I stopped off at the Dairy Mart near my parents' house. It's run by an Arab with a pornish moustache who openly disdains his mostly Ohio-redneck clientele. I bought a pack of cigarettes. It felt especially dark and lonely on Mount Washington last night. He was oddly emotional. "How are you, man? How are you?" I told him I'd just come from seeing Obama. "What's going to happen?" he asked. I told him I didn't know. "Polls still look good," I said. "But what's really going to happen?" I told him I wasn't sure.
Everyone—the reporters, the campaign workers, the radio hosts, the cabbies—is waiting for what the hell happens next.
Everyone is, essentially.

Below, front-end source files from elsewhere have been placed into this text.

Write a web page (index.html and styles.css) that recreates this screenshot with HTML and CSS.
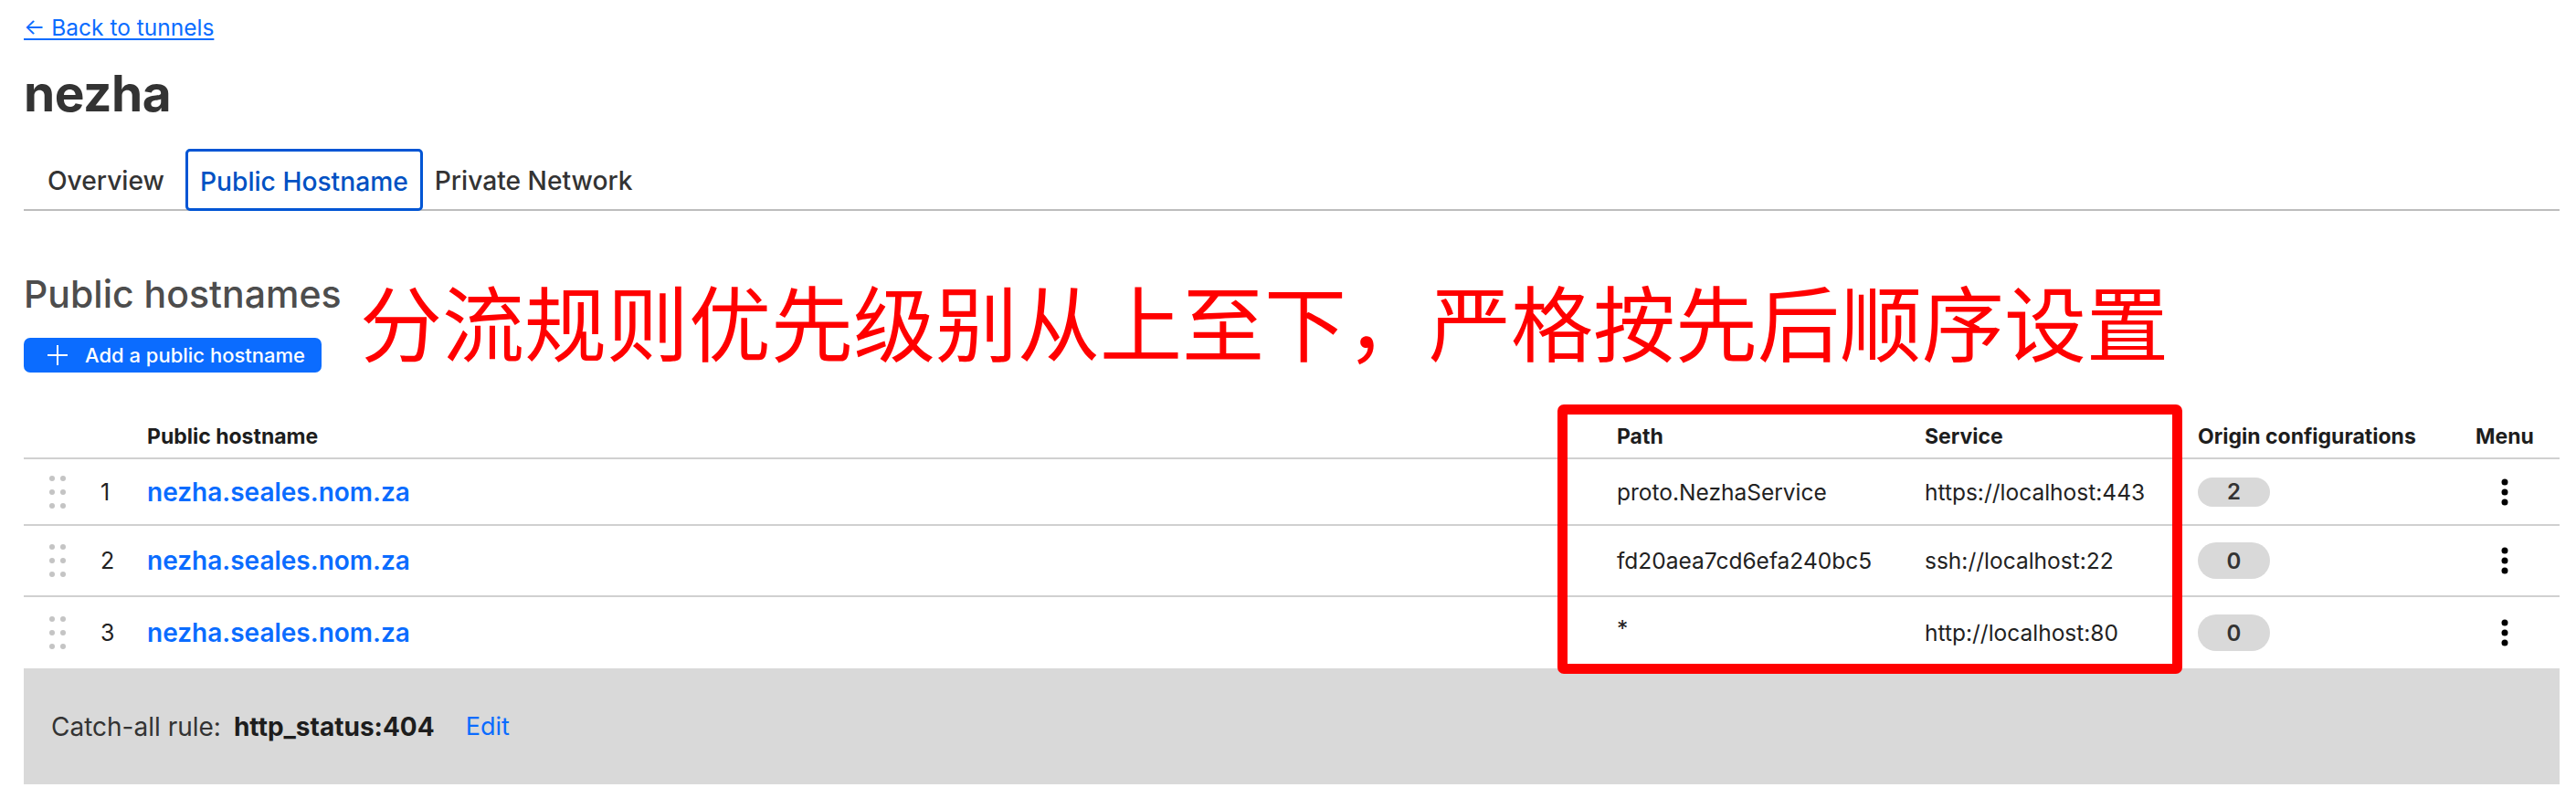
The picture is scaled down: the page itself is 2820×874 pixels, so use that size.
FILE: index.html
```html
<!DOCTYPE html>
<html lang="en">
<head>
<meta charset="utf-8">
<title>nezha - Public Hostname</title>
<link rel="stylesheet" href="styles.css">
</head>
<body>
<div class="page">
  <a class="back" href="#">← Back to tunnels</a>
  <h1 class="title">nezha</h1>
  <nav class="tabs">
    <a class="tab first" href="#">Overview</a>
    <a class="tab active" href="#">Public Hostname</a>
    <a class="tab" href="#">Private Network</a>
  </nav>

  <section class="section">
    <h2 class="heading">Public hostnames</h2>
    <button class="add-btn" type="button">
      <svg class="plus" viewBox="0 0 22 22" width="22" height="22"><path d="M11 0V22M0 11H22" stroke="#fff" stroke-width="2" fill="none"/></svg>
      <span>Add a public hostname</span>
    </button>

    <div class="table">
      <div class="row head">
        <div></div>
        <div></div>
        <div>Public hostname</div>
        <div>Path</div>
        <div>Service</div>
        <div>Origin configurations</div>
        <div>Menu</div>
      </div>
      <div class="row r1">
        <div class="handle-cell"><svg class="handle" viewBox="0 0 18 36" width="18" height="36"><g fill="#c4c4c4"><circle cx="3" cy="3" r="3"/><circle cx="15" cy="3" r="3"/><circle cx="3" cy="18" r="3"/><circle cx="15" cy="18" r="3"/><circle cx="3" cy="33" r="3"/><circle cx="15" cy="33" r="3"/></g></svg></div>
        <div class="num">1</div>
        <div><a class="host" href="#">nezha.seales.nom.za</a></div>
        <div class="cell">proto.NezhaService</div>
        <div class="cell">https://localhost:443</div>
        <div><span class="pill small">2</span></div>
        <div class="menu-cell"><svg class="kebab" viewBox="0 0 8 30" width="8" height="30"><g fill="#000"><circle cx="4" cy="4" r="3.5"/><circle cx="4" cy="15" r="3.5"/><circle cx="4" cy="26" r="3.5"/></g></svg></div>
      </div>
      <div class="row r2">
        <div class="handle-cell"><svg class="handle" viewBox="0 0 18 36" width="18" height="36"><g fill="#c4c4c4"><circle cx="3" cy="3" r="3"/><circle cx="15" cy="3" r="3"/><circle cx="3" cy="18" r="3"/><circle cx="15" cy="18" r="3"/><circle cx="3" cy="33" r="3"/><circle cx="15" cy="33" r="3"/></g></svg></div>
        <div class="num">2</div>
        <div><a class="host" href="#">nezha.seales.nom.za</a></div>
        <div class="cell">fd20aea7cd6efa240bc5</div>
        <div class="cell">ssh://localhost:22</div>
        <div><span class="pill">0</span></div>
        <div class="menu-cell"><svg class="kebab" viewBox="0 0 8 30" width="8" height="30"><g fill="#000"><circle cx="4" cy="4" r="3.5"/><circle cx="4" cy="15" r="3.5"/><circle cx="4" cy="26" r="3.5"/></g></svg></div>
      </div>
      <div class="row r3">
        <div class="handle-cell"><svg class="handle" viewBox="0 0 18 36" width="18" height="36"><g fill="#c4c4c4"><circle cx="3" cy="3" r="3"/><circle cx="15" cy="3" r="3"/><circle cx="3" cy="18" r="3"/><circle cx="15" cy="18" r="3"/><circle cx="3" cy="33" r="3"/><circle cx="15" cy="33" r="3"/></g></svg></div>
        <div class="num">3</div>
        <div><a class="host" href="#">nezha.seales.nom.za</a></div>
        <div class="cell star">*</div>
        <div class="cell">http://localhost:80</div>
        <div><span class="pill">0</span></div>
        <div class="menu-cell"><svg class="kebab" viewBox="0 0 8 30" width="8" height="30"><g fill="#000"><circle cx="4" cy="4" r="3.5"/><circle cx="4" cy="15" r="3.5"/><circle cx="4" cy="26" r="3.5"/></g></svg></div>
      </div>
      <div class="catch-all">
        <span class="ca-label">Catch-all rule:</span>
        <strong class="ca-value">http_status:404</strong>
        <a class="ca-edit" href="#">Edit</a>
      </div>
    </div>
  </section>

  <div class="note">分流规则优先级别从上至下，严格按先后顺序设置</div>
  <div class="highlight"></div>
</div>
</body>
</html>
```

FILE: styles.css
```css
* { box-sizing: border-box; }

html, body {
  margin: 0;
  padding: 0;
  background: #fff;
}

body {
  font-family: Inter, "Noto Sans", "Noto Sans CJK SC", sans-serif;
  color: #222;
}

.page {
  position: relative;
  padding: 0 18px 0 26px;
  width: 2820px;
  height: 874px;
  overflow: hidden;
}

.back {
  display: inline-block;
  margin-top: 15px;
  font-size: 24.5px;
  line-height: 30px;
  color: #0a6cff;
  text-decoration: underline;
  text-underline-offset: 3px;
  text-decoration-thickness: 2px;
}

.title {
  margin: 25px 0 0;
  font-size: 55px;
  line-height: 64px;
  font-weight: 700;
  color: #333;
  letter-spacing: -0.5px;
}

.tabs {
  display: flex;
  align-items: stretch;
  gap: 0;
  margin-top: 29px;
  height: 68px;
  padding-left: 13px;
  border-bottom: 2px solid #bdbdbd;
}

.tab {
  display: flex;
  align-items: center;
  padding: 4px 12px 0 13px;
  font-size: 28.2px;
  font-weight: 500;
  color: #333;
  text-decoration: none;
}

.tab.first {
  margin-right: 11px;
}

.tab.active {
  padding: 4px 13px 0;
  border: 3px solid #0055d4;
  border-radius: 5px;
  color: #0051c3;
  margin-bottom: -2px;
}

.section {
  margin-top: 65px;
}

.heading {
  margin: 0;
  font-size: 41px;
  line-height: 52px;
  font-weight: 500;
  color: #4d4d4d;
}

.add-btn {
  display: flex;
  align-items: center;
  gap: 19px;
  margin-top: 22px;
  height: 38px;
  width: 326px;
  padding: 0 0 0 26px;
  border: 0;
  border-radius: 7px;
  background: #0b6cff;
  color: #fff;
  font-family: inherit;
  font-size: 22px;
  font-weight: 500;
}

.plus { display: block; }

.table {
  margin-top: 47px;
}

.row {
  display: grid;
  grid-template-columns: 84px 51px 1609px 337px 299px 304px 92px;
  align-items: center;
  border-bottom: 2px solid #d0d0d0;
}

.row.head {
  height: 48px;
  font-size: 23px;
  font-weight: 700;
  color: #1d1d1d;
}

.row.r1 { height: 73px; }
.row.r2 { height: 78px; }
.row.r3 { height: 78px; border-bottom: 0; }

.handle-cell {
  padding-left: 28px;
  display: flex;
  align-items: center;
}

.handle { display: block; }

.num {
  font-size: 25px;
  color: #222;
}

.host {
  font-size: 28px;
  font-weight: 600;
  color: #0a6cff;
  text-decoration: none;
}

.cell {
  font-size: 24.5px;
  color: #222;
}

.cell.star {
  margin-top: -10px;
}

.pill {
  display: flex;
  align-items: center;
  justify-content: center;
  width: 79px;
  height: 40px;
  border-radius: 20px;
  background: #d9d9d9;
  font-size: 24px;
  font-weight: 600;
  color: #333;
}

.pill.small {
  height: 32px;
  border-radius: 16px;
}

.menu-cell {
  display: flex;
  padding-left: 28px;
}

.kebab { display: block; }

.catch-all {
  display: flex;
  align-items: center;
  height: 127px;
  padding-left: 30px;
  background: #d9d9d9;
  font-size: 28px;
  color: #333;
}

.ca-value {
  margin-left: 14px;
  font-weight: 700;
  color: #1d1d1d;
}

.ca-edit {
  margin-left: 34px;
  color: #0a6cff;
  text-decoration: none;
  font-size: 27px;
}

/* annotation overlays */
.note {
  position: absolute;
  left: 394px;
  top: 305px;
  font-family: "Noto Sans CJK SC", sans-serif;
  font-size: 90px;
  line-height: 90px;
  color: #ff0000;
  white-space: nowrap;
}

.highlight {
  position: absolute;
  left: 1705px;
  top: 443px;
  width: 684px;
  height: 295px;
  border: 11px solid #ff0000;
  border-radius: 7px;
}
```
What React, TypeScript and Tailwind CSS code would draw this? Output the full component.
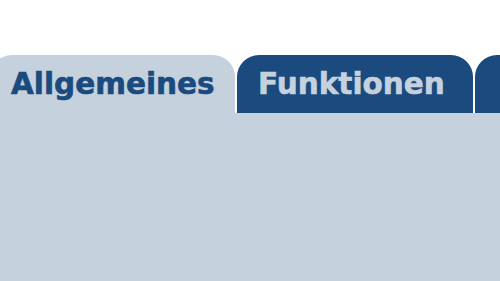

Everyone in Ohio believes that things are going to blow up once the votes come in. Everyone believes that the disenfranchisement we saw in 2004 is nothing compared to what's going to happen this time around.
As I write I'm half worrying about my own vote, which was disqualified, unbelievably, because I failed to sign my absentee ballot properly. The website of the Hamilton County board of elections was down. Lines are already hours long.
A majority of the legally registered voters in this state have either already tried voting early or are going to go to the polls tomorrow with the intention of voting for Barack Obama. Any observer who tells you this isn't true is either an idiot or a liar. The question is what the hell might happen next.